The outcome of the factoring of a polynomial depends on the number field.
print(factor(z^2 - 1))
print(factor(z^2 - 2))
The first command will print (z + 1)*(z - 1) whereas the second
polynomial does factor and we get z^2 - 2 returned.
If a polynomial does not factor over a specific number field
(the default number field is the field of rational numbers),
then we say that the polynomial is irreducible over that specific
number field.
We can define a number field where c is the square root of 2,
we can compute modulo the minimal polynomial of sqrt(2),
that is c^2 - 2 = 0.
We use c^2 = 2 to simplify expressions in c.
K.<c> = NumberField(x^2 - 2); print K
print(c^2 - 2)
print(c^3)
The defining polynomial of the number field K is x^2 - 2.

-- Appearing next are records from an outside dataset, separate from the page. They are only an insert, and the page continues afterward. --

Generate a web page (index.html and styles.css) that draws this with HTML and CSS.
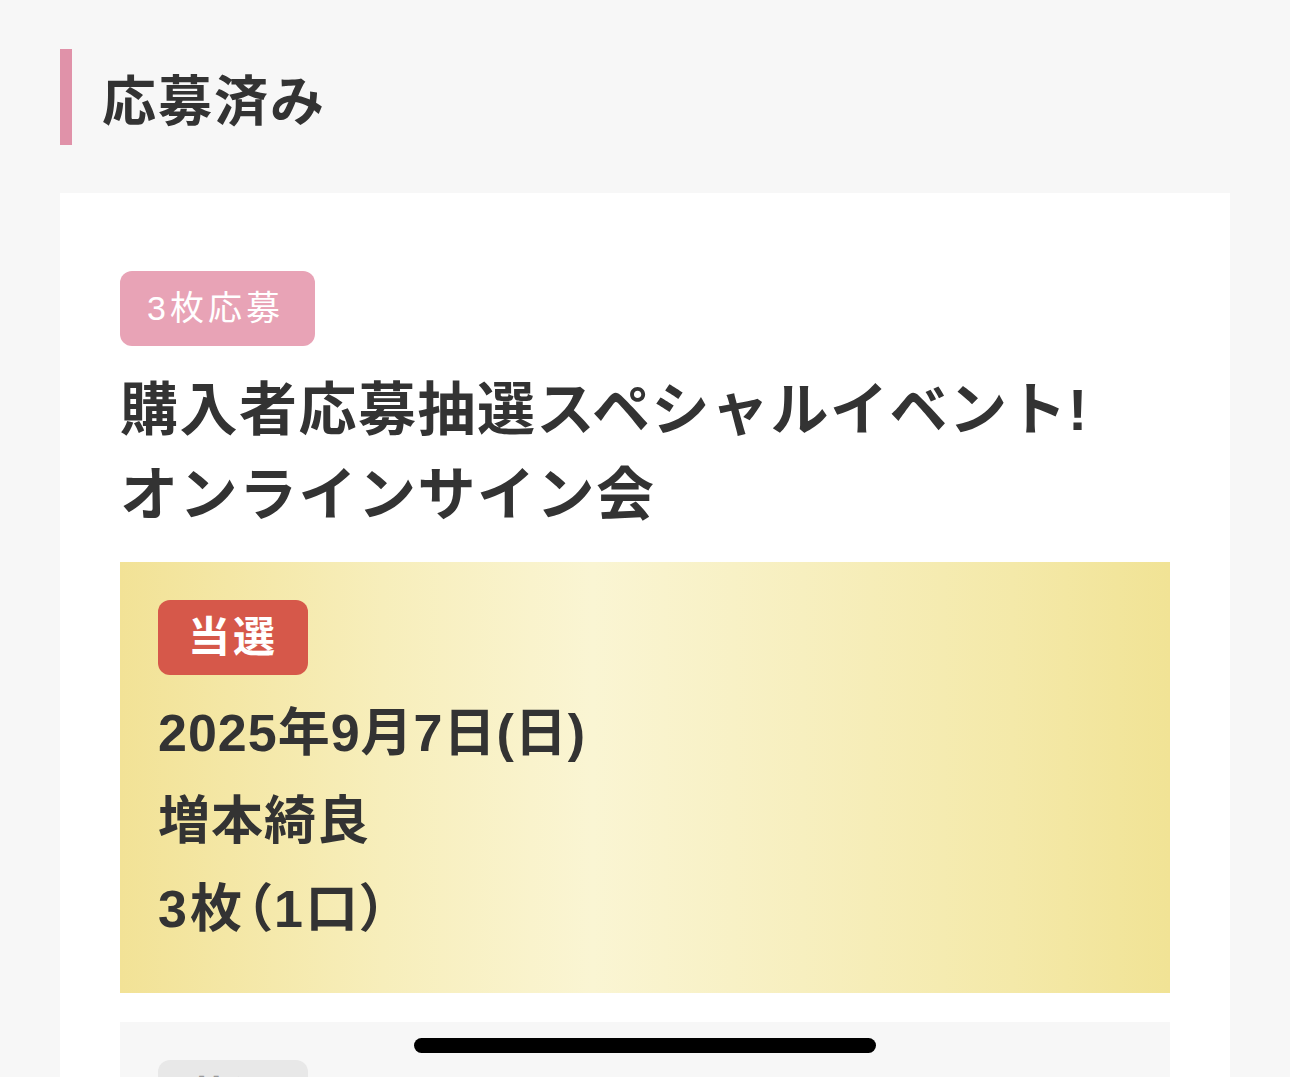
FILE: index.html
```html
<!DOCTYPE html>
<html lang="ja">
<head>
    <meta charset="UTF-8">
    <title>応募済み</title>
    <link rel="stylesheet" href="styles.css">
</head>
<body>

    <h1 class="section-title">応募済み</h1>

    <div class="entry-card">
        <div class="entry">
            <span class="count-tag">3枚応募</span>
            <h2 class="event-title">購入者応募抽選スペシャルイベント!<br>オンラインサイン会</h2>

            <div class="result result-won">
                <span class="result-tag">当選</span>
                <p class="result-line">2025年9月7日(日)</p>
                <p class="result-line">増本綺良</p>
                <p class="result-line result-count">3枚（1口）</p>
            </div>

            <div class="result result-lost">
                <span class="result-tag">落選</span>
                <p class="result-line">2025年9月7日(日)</p>
            </div>
        </div>
    </div>

    <div class="home-bar"></div>

</body>
</html>
```

FILE: styles.css
```css
body {
    margin: 0;
    padding: 49px 60px 0;
    background-color: #f7f7f7;
    color: #333333;
    font-family: "Liberation Sans", "Noto Sans CJK JP", sans-serif;
    overflow: hidden;
}

/* heading with the pink bar on the left */
.section-title {
    margin: 0;
    height: 96px;
    display: flex;
    align-items: center;
    padding-left: 30px;
    border-left: 12px solid #e092a9;
    font-size: 54px;
    font-weight: bold;
    letter-spacing: 2px;
}

.entry-card {
    margin-top: 48px;
    background-color: #ffffff;
    padding: 78px 60px 60px;
    min-height: 1000px;
}

.count-tag {
    display: inline-block;
    background-color: #e8a3b6;
    color: #ffffff;
    border-radius: 12px;
    height: 75px;
    line-height: 75px;
    padding: 0 31px 0 27px;
    font-size: 34px;
    letter-spacing: 4px;
}

.event-title {
    margin: 21px 0 25px;
    font-size: 58px;
    line-height: 85px;
    font-weight: bold;
    letter-spacing: 1.5px;
}

.result {
    padding: 38px 38px 40px;
}

.result-won {
    background: linear-gradient(90deg, #f2e296 0%, #f7eebb 25%, #faf5d3 45%, #f7efbf 65%, #f4e9a9 85%, #f1e395 100%);
}

.result-lost {
    margin-top: 29px;
    background-color: #f7f7f7;
}

.result-tag {
    display: inline-block;
    background-color: #d6584a;
    color: #ffffff;
    border-radius: 12px;
    height: 75px;
    line-height: 75px;
    padding: 0 30px;
    font-size: 42px;
    font-weight: bold;
    letter-spacing: 3px;
    margin-bottom: 14px;
}

.result-lost .result-tag {
    background-color: #e8e8e8;
    color: #999999;
}

.result-line {
    margin: 0;
    font-size: 52px;
    line-height: 88px;
    font-weight: bold;
    letter-spacing: 1px;
}

/* proportional full-width brackets */
.result-count {
    font-feature-settings: "palt";
    letter-spacing: 3px;
}

/* iOS home indicator over the page */
.home-bar {
    position: fixed;
    left: 50%;
    bottom: 24px;
    width: 462px;
    height: 15px;
    margin-left: -231px;
    background-color: #000000;
    border-radius: 8px;
}
```
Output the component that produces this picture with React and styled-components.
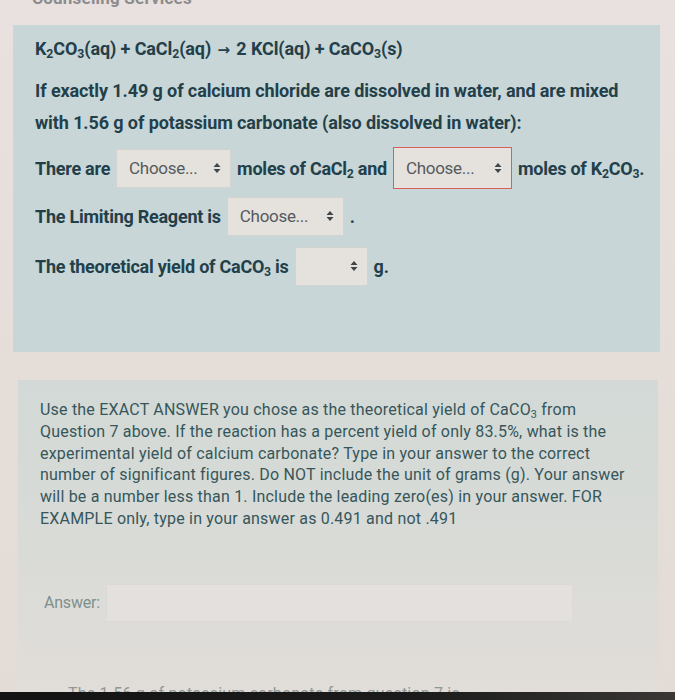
import React from "react";
import styled, { createGlobalStyle } from "styled-components";

const Global = createGlobalStyle`
  html, body {
    margin: 0;
    padding: 0;
    background: #e6dedb;
    font-family: Roboto, "Liberation Sans", Arial, sans-serif;
  }
`;

const Page = styled.div`
  width: 675px;
  height: 700px;
  overflow: hidden;
  background: linear-gradient(180deg, #e9e1df 0%, #e4ddd8 60%, #e2dbd6 100%);
`;

const Header = styled.div`
  height: 25px;
  overflow: hidden;
  padding-left: 32px;
  & span {
    display: block;
    margin-top: -12px;
    font-size: 17px;
    font-weight: 700;
    color: #8c8c8c;
    letter-spacing: 0.2px;
  }
`;

const QuestionPanel = styled.div`
  margin: 0 15px 0 13px;
  height: 327px;
  box-sizing: border-box;
  padding: 12px 6px 12px 22px;
  background: #c8d6d8;
  color: #23404a;
  font-weight: 700;
  font-size: 18px;
  letter-spacing: -0.1px;
`;

const Equation = styled.div`
  line-height: 24px;
`;

const Arrow = styled.span`
  font-family: "DejaVu Sans", sans-serif;
  font-size: 15px;
  margin: 0 2px;
`;

const Para = styled.p`
  margin: 13px 0 0;
  line-height: 32px;
`;

const Row = styled.div`
  display: flex;
  align-items: center;
  gap: 6px;
  height: 42px;
  margin-top: ${p => p.$mt || 9}px;
`;

const Label = styled.span`
  white-space: nowrap;
  letter-spacing: -0.25px;
`;

const Select = styled.div`
  display: flex;
  align-items: center;
  justify-content: ${p => (p.$empty ? "flex-end" : "space-between")};
  box-sizing: border-box;
  flex-shrink: 0;
  width: ${p => p.$w}px;
  height: ${p => (p.$error ? 42 : 39)}px;
  padding: 0 9px 0 12px;
  background: #e5e2de;
  border: ${p => (p.$error ? "1.5px solid #d4625b" : "1px solid #d3d4cf")};
  color: #555a5c;
  font-weight: 400;
  font-size: 17px;
  letter-spacing: -0.3px;
  white-space: nowrap;
`;

const Sub = styled.sub`
  font-size: 0.68em;
  vertical-align: -0.25em;
  line-height: 0;
`;

const Arrows = () => (
  <svg width="8" height="12" viewBox="0 0 8 12">
    <path d="M4 1 L7.5 5 H0.5 Z M4 11 L7.5 7 H0.5 Z" fill="#3e4548" />
  </svg>
);

const InfoPanel = styled.div`
  margin: 28px 17px 0 18px;
  height: 330px;
  box-sizing: border-box;
  padding: 19px 22px 0 22px;
  background: linear-gradient(180deg, #d2d9d6 0%, #d9dbd7 50%, #e2ddd9 100%);
  color: #36565a;
  font-size: 16px;
  letter-spacing: 0.2px;
`;

const InfoText = styled.p`
  margin: 0;
  line-height: 21.8px;
`;

const AnswerRow = styled.div`
  display: flex;
  align-items: center;
  gap: 6px;
  margin-top: 54px;
  padding-left: 4px;
`;

const AnswerLabel = styled.span`
  color: #7c908d;
  font-size: 16px;
  letter-spacing: -0.2px;
`;

const AnswerInput = styled.div`
  width: 467px;
  height: 38px;
  background: #e4e0dd;
  border: 1px solid #dcdad6;
  box-sizing: border-box;
`;

const NextText = styled.div`
  margin-top: 62px;
  padding-left: 28px;
  color: #8e9896;
  font-size: 16px;
`;

const Bezel = styled.div`
  position: fixed;
  left: 0;
  right: 0;
  bottom: 0;
  height: 8px;
  background: linear-gradient(90deg, #141414 0%, #1b1b1b 60%, #3a3735 100%);
`;

export default function App() {
  return (
    <Page>
      <Global />
      <Header>
        <span>Counseling Services</span>
      </Header>
      <QuestionPanel>
        <Equation>
          K<Sub>2</Sub>CO<Sub>3</Sub>(aq) + CaCl<Sub>2</Sub>(aq) <Arrow>→</Arrow> 2 KCl(aq) + CaCO<Sub>3</Sub>(s)
        </Equation>
        <Para>
          If exactly 1.49 g of calcium chloride are dissolved in water, and are mixed
          <br />
          with 1.56 g of potassium carbonate (also dissolved in water):
        </Para>
        <Row $mt={8}>
          <Label>There are</Label>
          <Select $w={115}>
            Choose... <Arrows />
          </Select>
          <Label>
            moles of CaCl<Sub>2</Sub> and
          </Label>
          <Select $w={119} $error>
            Choose... <Arrows />
          </Select>
          <Label>
            moles of K<Sub>2</Sub>CO<Sub>3</Sub>.
          </Label>
        </Row>
        <Row $mt={6}>
          <Label>The Limiting Reagent is</Label>
          <Select $w={117}>
            Choose... <Arrows />
          </Select>
          <Label>.</Label>
        </Row>
        <Row $mt={8}>
          <Label>
            The theoretical yield of CaCO<Sub>3</Sub> is
          </Label>
          <Select $w={73} $empty>
            <Arrows />
          </Select>
          <Label>g.</Label>
        </Row>
      </QuestionPanel>
      <InfoPanel>
        <InfoText>
          Use the EXACT ANSWER you chose as the theoretical yield of CaCO<Sub>3</Sub> from
          <br />
          Question 7 above. If the reaction has a percent yield of only 83.5%, what is the
          <br />
          experimental yield of calcium carbonate? Type in your answer to the correct
          <br />
          number of significant figures. Do NOT include the unit of grams (g). Your answer
          <br />
          will be a number less than 1. Include the leading zero(es) in your answer. FOR
          <br />
          EXAMPLE only, type in your answer as 0.491 and not .491
        </InfoText>
        <AnswerRow>
          <AnswerLabel>Answer:</AnswerLabel>
          <AnswerInput />
        </AnswerRow>
        <NextText>The 1.56 g of potassium carbonate from question 7 is</NextText>
      </InfoPanel>
      <Bezel />
    </Page>
  );
}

In this number field, the expression c^2 - c evaluates to zero
and c^3 simplifies to 2*c.
If we now consider a polynomial ring over the number field K,
then the polynomial x^2 - 2 will factor.
R.<x> = PolynomialRing(K)
p = x^2 - 2
factor(p)
On return we see (x - c) * (x + c).
In coding and cryptography we often work with finite fields.
k = GF(8,'c'); print(k)
e = [a for a in k]; print(e)
The GF is an abbreviation for Galois Field.

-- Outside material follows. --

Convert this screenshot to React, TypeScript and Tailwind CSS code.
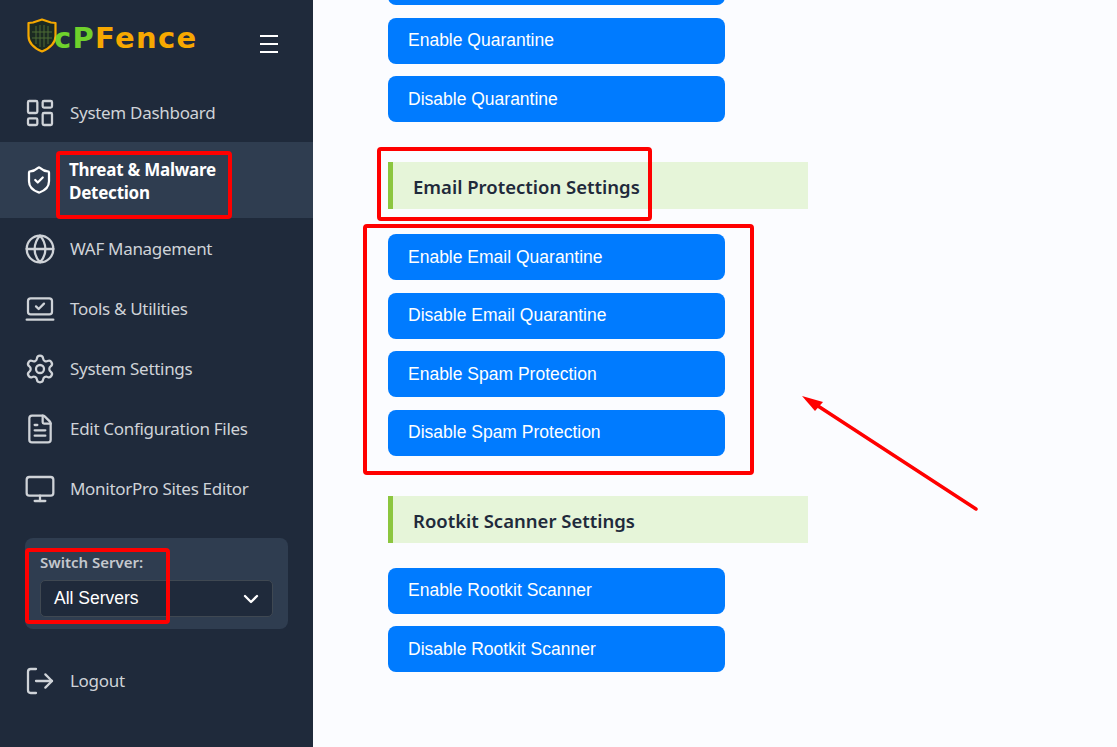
import React from 'react';
import {
  LayoutDashboard,
  ShieldCheck,
  Globe,
  LaptopMinimalCheck,
  Settings,
  FileText,
  Monitor,
  LogOut,
  ChevronDown,
} from 'lucide-react';

const NAV_ITEMS = [
  { label: 'WAF Management', icon: Globe },
  { label: 'Tools & Utilities', icon: LaptopMinimalCheck },
  { label: 'System Settings', icon: Settings },
  { label: 'Edit Configuration Files', icon: FileText },
  { label: 'MonitorPro Sites Editor', icon: Monitor },
];

const Logo = () => (
  <div className="flex items-start">
    <svg width="30" height="36" viewBox="0 0 30 36" className="shrink-0">
      <path d="M15 1.5 L24 4.5 L28.500 5 L28.500 18 C28.500 25 22 30.500 15 33.500 C8 30.500 1.500 25 1.500 18 L1.500 5 L6 4.500 Z" fill="#1b2a22" stroke="#f5a800" strokeWidth="2.200" strokeLinejoin="round" />
      <path d="M9 8v18M13 7v22M17 7v22M21 8v18M5 14h20M5 20h20" stroke="#4d6b35" strokeWidth="1" fill="none" />
    </svg>
    <span className="-ml-[3px] mt-[6px] text-[29px] leading-[29px] font-bold tracking-[1.300px] font-['DejaVu_Sans',sans-serif]">
      <span className="text-[#6fd12c]">cP</span>
      <span className="text-[#f7a800]">Fence</span>
    </span>
  </div>
);

const NavRow = ({ label, icon: Icon, className = 'h-[60px]' }: { label: string; icon: React.ElementType; className?: string }) => (
  <div className={`flex items-center pl-6 text-[#cfd3d8] ${className}`}>
    <Icon size={32} strokeWidth={1.7} className="shrink-0" />
    <span className="ml-[14px] text-[17px] leading-6 tracking-[-0.3px]">{label}</span>
  </div>
);

const Sidebar = () => (
  <nav className="flex h-[747px] w-[313px] shrink-0 flex-col bg-[#1f2a3b] font-['Noto_Sans',sans-serif]">
    <div className="flex h-[83px] items-start justify-between pt-[18px] pl-[27px] pr-[35px]">
      <Logo />
      <div className="mt-[17px] flex w-[18px] flex-col gap-[6px]">
        <span className="h-[2px] bg-white" />
        <span className="h-[2px] bg-white" />
        <span className="h-[2px] bg-white" />
      </div>
    </div>
    <NavRow label="System Dashboard" icon={LayoutDashboard} className="h-[59px]" />
    <div className="mb-px flex h-[76px] items-center bg-[#2f3d50] pl-6 text-white">
      <ShieldCheck size={30} strokeWidth={1.8} className="shrink-0" />
      <span className="ml-[15px] w-[170px] pt-px text-[17px] leading-[23px] font-bold tracking-[-0.25px]">Threat &amp; Malware Detection</span>
    </div>
    {NAV_ITEMS.map((item) => (
      <NavRow key={item.label} label={item.label} icon={item.icon} />
    ))}
    <div className="mx-[25px] mt-[19px] h-[91px] rounded-lg bg-[#2f3d50] px-[15px] pt-[15px]">
      <div className="text-[15px] leading-[19px] font-semibold text-[#c4c8ce]">Switch Server:</div>
      <div className="mt-2 flex h-[37px] items-center justify-between rounded-[5px] border border-[#3f4852] bg-[#1f2a3b] pl-[13px] pr-[9px] font-['Liberation_Sans',sans-serif] text-[17.500px] text-white">
        All Servers
        <ChevronDown size={24} strokeWidth={2.300} />
      </div>
    </div>
    <div className="mt-[22px]">
      <NavRow label="Logout" icon={LogOut} />
    </div>
  </nav>
);

const ActionButton = ({ label = '', className = '' }: { label?: string; className?: string }) => (
  <div className={`flex h-[46px] w-[337px] items-center rounded-lg bg-[#007bff] pl-5 font-['Liberation_Sans',sans-serif] text-[17.500px] text-white ${className}`}>
    {label}
  </div>
);

const SectionTitle = ({ label, className = '' }: { label: string; className?: string }) => (
  <div className={`flex h-[47px] w-[420px] items-center border-l-[5px] border-[#8cc63f] bg-[#e6f5d9] pl-5 pt-0.5 font-['Noto_Sans',sans-serif] text-[18.500px] font-semibold text-[#1f2a3b] ${className}`}>
    {label}
  </div>
);

const Annotations = () => (
  <>
    <div className="absolute left-[56px] top-[151px] h-[68px] w-[176px] rounded-sm border-[4px] border-[#f00]" />
    <div className="absolute left-[25px] top-[548px] h-[76px] w-[145px] rounded-sm border-[4px] border-[#f00]" />
    <div className="absolute left-[377px] top-[147px] h-[74px] w-[275px] rounded-sm border-[4px] border-[#f00]" />
    <div className="absolute left-[363px] top-[224px] h-[251px] w-[391px] rounded-sm border-[4px] border-[#f00]" />
    <svg className="absolute left-[795px] top-[390px]" width="190" height="125" viewBox="0 0 190 125">
      <line x1="181" y1="119" x2="23" y2="16" stroke="#f00" strokeWidth="3.500" strokeLinecap="round" />
      <polygon points="7,6 28,12 20,21" fill="#f00" />
    </svg>
  </>
);

export default function App() {
  return (
    <div className="relative flex h-[747px] w-[1117px] overflow-hidden bg-[#fbfcff]">
      <Sidebar />
      <main className="pl-[75px]">
        <div className="-mt-[41px] flex flex-col">
          <ActionButton />
          <ActionButton label="Enable Quarantine" className="mt-[13px] pb-px" />
          <ActionButton label="Disable Quarantine" className="mt-3" />
          <SectionTitle label="Email Protection Settings" className="mt-10" />
          <ActionButton label="Enable Email Quarantine" className="mt-[25px]" />
          <ActionButton label="Disable Email Quarantine" className="mt-[13px] pb-px" />
          <ActionButton label="Enable Spam Protection" className="mt-3" />
          <ActionButton label="Disable Spam Protection" className="mt-[13px] pb-px" />
          <SectionTitle label="Rootkit Scanner Settings" className="mt-10" />
          <ActionButton label="Enable Rootkit Scanner" className="mt-[25px] pb-px" />
          <ActionButton label="Disable Rootkit Scanner" className="mt-3" />
        </div>
      </main>
      <Annotations />
    </div>
  );
}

This makes k a field of size \(2^3\) with elements
[0, c, c^2, c + 1, c^2 + c, c^2 + c + 1, c^2 + 1, 1]
In a field every element has a multiplicative inverse. We can see this in table of multiplications.
for x in e: [x*y for y in e]
The multiplication table is
[0, 0, 0, 0, 0, 0, 0, 0]
[0, c^2, c + 1, c^2 + c, c^2 + c + 1, c^2 + 1, 1, c]
[0, c + 1, c^2 + c, c^2 + c + 1, c^2 + 1, 1, c, c^2]
[0, c^2 + c, c^2 + c + 1, c^2 + 1, 1, c, c^2, c + 1]
[0, c^2 + c + 1, c^2 + 1, 1, c, c^2, c + 1, c^2 + c]
[0, c^2 + 1, 1, c, c^2, c + 1, c^2 + c, c^2 + c + 1]
[0, 1, c, c^2, c + 1, c^2 + c, c^2 + c + 1, c^2 + 1]
[0, c, c^2, c + 1, c^2 + c, c^2 + c + 1, c^2 + 1, 1]
Observe that, except for the first row, there is 1 in every row. Except for the first column, there is 1 in every column. To verify, let us look at the 1 in the second row.
print e[1], '* (', e[-2], ') =', e[1]*e[-2]
The output is c * ( c^2 + 1 ) = 1.
We can factor over finite fields. We make a polynomial ring with coefficients in the finite field we just constructed:
R.<x> = PolynomialRing(k)
p = x^3 + x + 1
factor(p)
which leads to (x + c) * (x + c^2) * (x + c^2 + c).
Note that over the default field, the polynomial is irreducible.
q = z^3 + z + 1; factor(q)
To verify that the polynomial \(p = x^4 + 3 x + 4\) does not factor over the finite field of five elements, we do
R.<x> = PolynomialRing(GF(5))
p = x^4 + 3*x + 4; print factor(p)
We can then extend the field of five elements with a root of \(p\) as follows
F.<a> = GF(5).extension(p)
e = [n for n in F]; print e
Because the degree of \(p\) is four, every element in the
field extension F can be expressed as a polynomial of degree three
or less, because every fourth power of \(a\) simplifies
via \(a^4 = 2 a + 1\). We have five choices for every
coefficient of a degree three polynomials and since we can make
those choices independently, we have a field with \(5^4\) elements.
Over this field extension, we have a factorization.
R.<y> = PolynomialRing(F)
q = y^4 + 3*y + 4; print(factor(q))
Assignments¶
The complex number \(z\) in polar representation is given by the radius (absolute value) \(r = 3\) and angle (argument) \(\theta = \pi/3\). Compute the exact (no floating-point) value of \(z\) in the form \(a + b I\).
Compute the polar representation of \(1 - 2 I\).
Verify that the polar representation you computed corresponds to \(1 - 2 I\).
Execute
solve(x^3 - 5 == 0, x)and show that all solutions of \(x^3 - 5 = 0\) are of the form \(\sqrt[3]{5} e^{I \theta}\), with \(\theta\) being either 0 or \(\pm \frac{2}{3} \pi\).Take the complex number \(z = 1 + I\) and compute \(\sqrt{1/z}\) and \(1/\sqrt{z}\). Are the results symbolically the same? Are the results numerically the same? Give reasons for your answers, illustrated with the appropriate instructions.
Give the instruction(s) to show that the polynomial \(p = x^4 + 3 x + 4\) is irreducible over the finite field with 5 elements. Declare \(z\) to be a root of \(p\) and express \(z^{13}\) as a polynomial in \(z\) of degree 4 (or less).
Compute all irreducible polynomials of degree 2 over a field with 3 elements.